■ WHAT YOU SHOULD DO
Exactly as written, retype the listing below, omitting the pictures.

■ INPUT RECORDS
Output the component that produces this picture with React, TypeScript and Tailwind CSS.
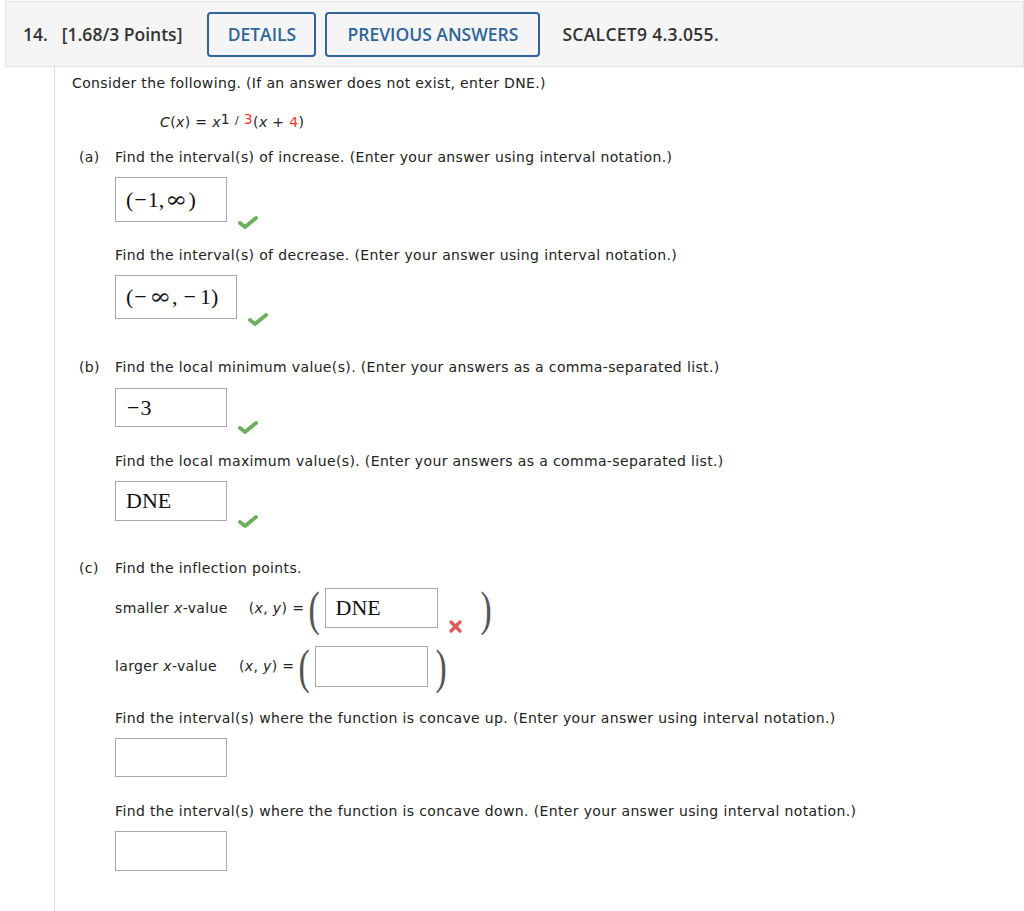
import type { ReactNode } from 'react'

const body = { fontFamily: '"DejaVu Sans", Verdana, sans-serif' }
const math = { fontFamily: '"Liberation Serif", "Times New Roman", serif' }

function Check() {
  return (
    <svg width="20" height="13" viewBox="0 0 20 13" className="shrink-0">
      <path d="M2 7 L7 11 L18 2" fill="none" stroke="#6cae5c" strokeWidth="3.8" strokeLinecap="round" strokeLinejoin="round" />
    </svg>
  )
}

function Cross() {
  return (
    <svg width="15" height="15" viewBox="0 0 15 15" className="shrink-0">
      <path d="M3 3 L12 12 M12 3 L3 12" stroke="#e05a5a" strokeWidth="3.4" strokeLinecap="round" />
    </svg>
  )
}

function Inf() {
  return (
    <span className="inline-block scale-x-[1.2] mx-[3px]" style={{ fontFamily: '"DejaVu Serif", serif' }}>
      ∞
    </span>
  )
}

function Minus() {
  return <span className="mx-[1px]">−</span>
}

function Box({ w, h, children }: { w: string; h: string; children?: ReactNode }) {
  return (
    <div
      className={`${w} ${h} border border-[#a9a9a9] bg-white flex items-center px-[10px] text-[22px] text-[#111] shrink-0 tracking-normal`}
      style={math}
    >
      {children}
    </div>
  )
}

function Answered({ children, w, h, mt }: { children?: ReactNode; w: string; h: string; mt: string }) {
  return (
    <div className={`flex items-end ${mt}`}>
      <Box w={w} h={h}>{children}</Box>
      <div className="ml-[11px] mb-[-7px]">
        <Check />
      </div>
    </div>
  )
}

function Paren({ side }: { side: 'l' | 'r' }) {
  return (
    <span
      className="text-[42px] leading-none text-[#555] inline-block scale-y-[1.18] scale-x-[0.8]"
      style={math}
    >
      {side === 'l' ? '(' : ')'}
    </span>
  )
}

export default function App() {
  return (
    <div className="w-[1024px] min-h-[911px] bg-white text-[#222]">
      <div
        className="ml-[5px] mt-[1px] h-[66px] bg-[#f5f5f5] border border-[#e2e2e2] flex items-center pl-[17px] text-[17.5px] font-semibold text-[#333]"
        style={{ fontFamily: '"Open Sans", sans-serif' }}
      >
        <span>14.</span>
        <span className="ml-[14px]">[1.68/3 Points]</span>
        <button className="ml-[25px] h-[45px] w-[109px] border-2 border-[#2f6597] rounded-[4px] text-[#2f6597] mt-[1px]">
          DETAILS
        </button>
        <button className="ml-[9px] h-[45px] w-[215px] border-2 border-[#2f6597] rounded-[4px] text-[#2f6597] mt-[1px]">
          PREVIOUS ANSWERS
        </button>
        <span className="ml-[22px] tracking-[0.3px]">SCALCET9 4.3.055.</span>
      </div>

      <div
        className="ml-[54px] border-l border-[#dddddd] min-h-[844px] pl-[17px] pt-[6px] text-[14px] leading-[20px] tracking-[0.36px]"
        style={body}
      >
        <p>Consider the following. (If an answer does not exist, enter DNE.)</p>

        <p className="mt-[19px] ml-[88px]">
          <i>C</i>(<i>x</i>) = <i>x</i>
          <sup className="text-[14px] relative -top-[3px]">
            1 <span className="text-[11px]">/</span> <span className="text-[#e33b2e]">3</span>
          </sup>
          (<i>x</i> + <span className="text-[#e33b2e]">4</span>)
        </p>

        <div className="mt-[15px] flex">
          <span className="ml-[7px] w-[36px]">(a)</span>
          <div className="flex flex-col">
            <p>Find the interval(s) of increase. (Enter your answer using interval notation.)</p>
            <Answered w="w-[112px]" h="h-[45px]" mt="mt-[10px]">
              (<Minus />1,<Inf />)
            </Answered>
            <p className="mt-[23px]">Find the interval(s) of decrease. (Enter your answer using interval notation.)</p>
            <Answered w="w-[122px]" h="h-[44px]" mt="mt-[10px]">
              (<Minus /><Inf />,<span className="ml-[5px]" /><Minus /><span className="ml-[3px]">1)</span>
            </Answered>
          </div>
        </div>

        <div className="mt-[38px] flex">
          <span className="ml-[7px] w-[36px]">(b)</span>
          <div className="flex flex-col">
            <p>Find the local minimum value(s). (Enter your answers as a comma-separated list.)</p>
            <Answered w="w-[112px]" h="h-[39px]" mt="mt-[11px]">
              <Minus />3
            </Answered>
            <p className="mt-[24px]">Find the local maximum value(s). (Enter your answers as a comma-separated list.)</p>
            <Answered w="w-[112px]" h="h-[40px]" mt="mt-[10px]">DNE</Answered>
          </div>
        </div>

        <div className="mt-[37px] flex">
          <span className="ml-[7px] w-[36px]">(c)</span>
          <div className="flex flex-col">
            <p>Find the inflection points.</p>

            <div className="mt-[8px] h-[44px] flex items-center">
              <span>
                smaller <i>x</i>-value
              </span>
              <span className="ml-[21px]">
                (<i>x</i>, <i>y</i>) =
              </span>
              <span className="ml-[3px]">
                <Paren side="l" />
              </span>
              <div className="ml-[3px] flex items-end">
                <Box w="w-[113px]" h="h-[40px]">DNE</Box>
                <div className="ml-[10px] mb-[-6px]">
                  <Cross />
                </div>
              </div>
              <span className="ml-[16px]">
                <Paren side="r" />
              </span>
            </div>

            <div className="mt-[14px] h-[44px] flex items-center">
              <span>
                larger <i>x</i>-value
              </span>
              <span className="ml-[22px]">
                (<i>x</i>, <i>y</i>) =
              </span>
              <span className="ml-[3px]">
                <Paren side="l" />
              </span>
              <div className="ml-[3px]">
                <Box w="w-[113px]" h="h-[41px]" />
              </div>
              <span className="ml-[6px]">
                <Paren side="r" />
              </span>
            </div>

            <p className="mt-[20px]">Find the interval(s) where the function is concave up. (Enter your answer using interval notation.)</p>
            <div className="mt-[10px]">
              <Box w="w-[112px]" h="h-[39px]" />
            </div>
            <p className="mt-[24px]">Find the interval(s) where the function is concave down. (Enter your answer using interval notation.)</p>
            <div className="mt-[10px]">
              <Box w="w-[112px]" h="h-[40px]" />
            </div>
          </div>
        </div>
      </div>
    </div>
  )
}
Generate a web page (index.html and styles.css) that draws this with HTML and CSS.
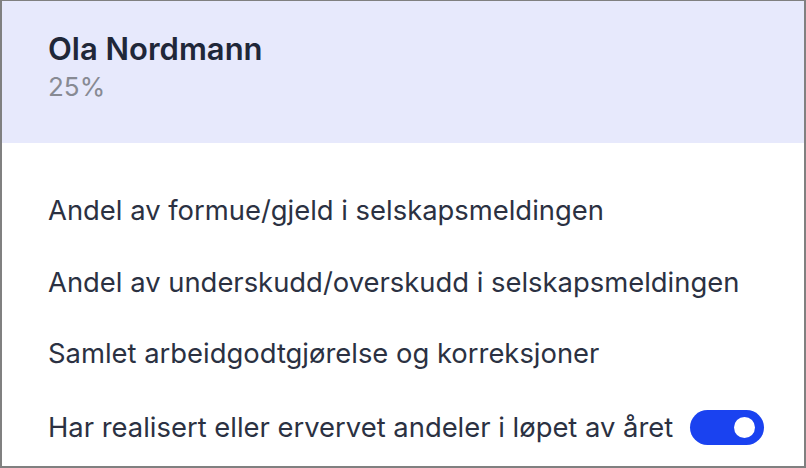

■ THE OUTPUT
Output the component that produces this picture with React, TypeScript and Tailwind CSS.
import type { ReactNode } from 'react'

const body = { fontFamily: '"DejaVu Sans", Verdana, sans-serif' }
const math = { fontFamily: '"Liberation Serif", "Times New Roman", serif' }

function Check() {
  return (
    <svg width="20" height="13" viewBox="0 0 20 13" className="shrink-0">
      <path d="M2 7 L7 11 L18 2" fill="none" stroke="#6cae5c" strokeWidth="3.8" strokeLinecap="round" strokeLinejoin="round" />
    </svg>
  )
}

function Cross() {
  return (
    <svg width="15" height="15" viewBox="0 0 15 15" className="shrink-0">
      <path d="M3 3 L12 12 M12 3 L3 12" stroke="#e05a5a" strokeWidth="3.4" strokeLinecap="round" />
    </svg>
  )
}

function Inf() {
  return (
    <span className="inline-block scale-x-[1.2] mx-[3px]" style={{ fontFamily: '"DejaVu Serif", serif' }}>
      ∞
    </span>
  )
}

function Minus() {
  return <span className="mx-[1px]">−</span>
}

function Box({ w, h, children }: { w: string; h: string; children?: ReactNode }) {
  return (
    <div
      className={`${w} ${h} border border-[#a9a9a9] bg-white flex items-center px-[10px] text-[22px] text-[#111] shrink-0 tracking-normal`}
      style={math}
    >
      {children}
    </div>
  )
}

function Answered({ children, w, h, mt }: { children?: ReactNode; w: string; h: string; mt: string }) {
  return (
    <div className={`flex items-end ${mt}`}>
      <Box w={w} h={h}>{children}</Box>
      <div className="ml-[11px] mb-[-7px]">
        <Check />
      </div>
    </div>
  )
}

function Paren({ side }: { side: 'l' | 'r' }) {
  return (
    <span
      className="text-[42px] leading-none text-[#555] inline-block scale-y-[1.18] scale-x-[0.8]"
      style={math}
    >
      {side === 'l' ? '(' : ')'}
    </span>
  )
}

export default function App() {
  return (
    <div className="w-[1024px] min-h-[911px] bg-white text-[#222]">
      <div
        className="ml-[5px] mt-[1px] h-[66px] bg-[#f5f5f5] border border-[#e2e2e2] flex items-center pl-[17px] text-[17.5px] font-semibold text-[#333]"
        style={{ fontFamily: '"Open Sans", sans-serif' }}
      >
        <span>14.</span>
        <span className="ml-[14px]">[1.68/3 Points]</span>
        <button className="ml-[25px] h-[45px] w-[109px] border-2 border-[#2f6597] rounded-[4px] text-[#2f6597] mt-[1px]">
          DETAILS
        </button>
        <button className="ml-[9px] h-[45px] w-[215px] border-2 border-[#2f6597] rounded-[4px] text-[#2f6597] mt-[1px]">
          PREVIOUS ANSWERS
        </button>
        <span className="ml-[22px] tracking-[0.3px]">SCALCET9 4.3.055.</span>
      </div>

      <div
        className="ml-[54px] border-l border-[#dddddd] min-h-[844px] pl-[17px] pt-[6px] text-[14px] leading-[20px] tracking-[0.36px]"
        style={body}
      >
        <p>Consider the following. (If an answer does not exist, enter DNE.)</p>

        <p className="mt-[19px] ml-[88px]">
          <i>C</i>(<i>x</i>) = <i>x</i>
          <sup className="text-[14px] relative -top-[3px]">
            1 <span className="text-[11px]">/</span> <span className="text-[#e33b2e]">3</span>
          </sup>
          (<i>x</i> + <span className="text-[#e33b2e]">4</span>)
        </p>

        <div className="mt-[15px] flex">
          <span className="ml-[7px] w-[36px]">(a)</span>
          <div className="flex flex-col">
            <p>Find the interval(s) of increase. (Enter your answer using interval notation.)</p>
            <Answered w="w-[112px]" h="h-[45px]" mt="mt-[10px]">
              (<Minus />1,<Inf />)
            </Answered>
            <p className="mt-[23px]">Find the interval(s) of decrease. (Enter your answer using interval notation.)</p>
            <Answered w="w-[122px]" h="h-[44px]" mt="mt-[10px]">
              (<Minus /><Inf />,<span className="ml-[5px]" /><Minus /><span className="ml-[3px]">1)</span>
            </Answered>
          </div>
        </div>

        <div className="mt-[38px] flex">
          <span className="ml-[7px] w-[36px]">(b)</span>
          <div className="flex flex-col">
            <p>Find the local minimum value(s). (Enter your answers as a comma-separated list.)</p>
            <Answered w="w-[112px]" h="h-[39px]" mt="mt-[11px]">
              <Minus />3
            </Answered>
            <p className="mt-[24px]">Find the local maximum value(s). (Enter your answers as a comma-separated list.)</p>
            <Answered w="w-[112px]" h="h-[40px]" mt="mt-[10px]">DNE</Answered>
          </div>
        </div>

        <div className="mt-[37px] flex">
          <span className="ml-[7px] w-[36px]">(c)</span>
          <div className="flex flex-col">
            <p>Find the inflection points.</p>

            <div className="mt-[8px] h-[44px] flex items-center">
              <span>
                smaller <i>x</i>-value
              </span>
              <span className="ml-[21px]">
                (<i>x</i>, <i>y</i>) =
              </span>
              <span className="ml-[3px]">
                <Paren side="l" />
              </span>
              <div className="ml-[3px] flex items-end">
                <Box w="w-[113px]" h="h-[40px]">DNE</Box>
                <div className="ml-[10px] mb-[-6px]">
                  <Cross />
                </div>
              </div>
              <span className="ml-[16px]">
                <Paren side="r" />
              </span>
            </div>

            <div className="mt-[14px] h-[44px] flex items-center">
              <span>
                larger <i>x</i>-value
              </span>
              <span className="ml-[22px]">
                (<i>x</i>, <i>y</i>) =
              </span>
              <span className="ml-[3px]">
                <Paren side="l" />
              </span>
              <div className="ml-[3px]">
                <Box w="w-[113px]" h="h-[41px]" />
              </div>
              <span className="ml-[6px]">
                <Paren side="r" />
              </span>
            </div>

            <p className="mt-[20px]">Find the interval(s) where the function is concave up. (Enter your answer using interval notation.)</p>
            <div className="mt-[10px]">
              <Box w="w-[112px]" h="h-[39px]" />
            </div>
            <p className="mt-[24px]">Find the interval(s) where the function is concave down. (Enter your answer using interval notation.)</p>
            <div className="mt-[10px]">
              <Box w="w-[112px]" h="h-[40px]" />
            </div>
          </div>
        </div>
      </div>
    </div>
  )
}
Generate a web page (index.html and styles.css) that draws this with HTML and CSS.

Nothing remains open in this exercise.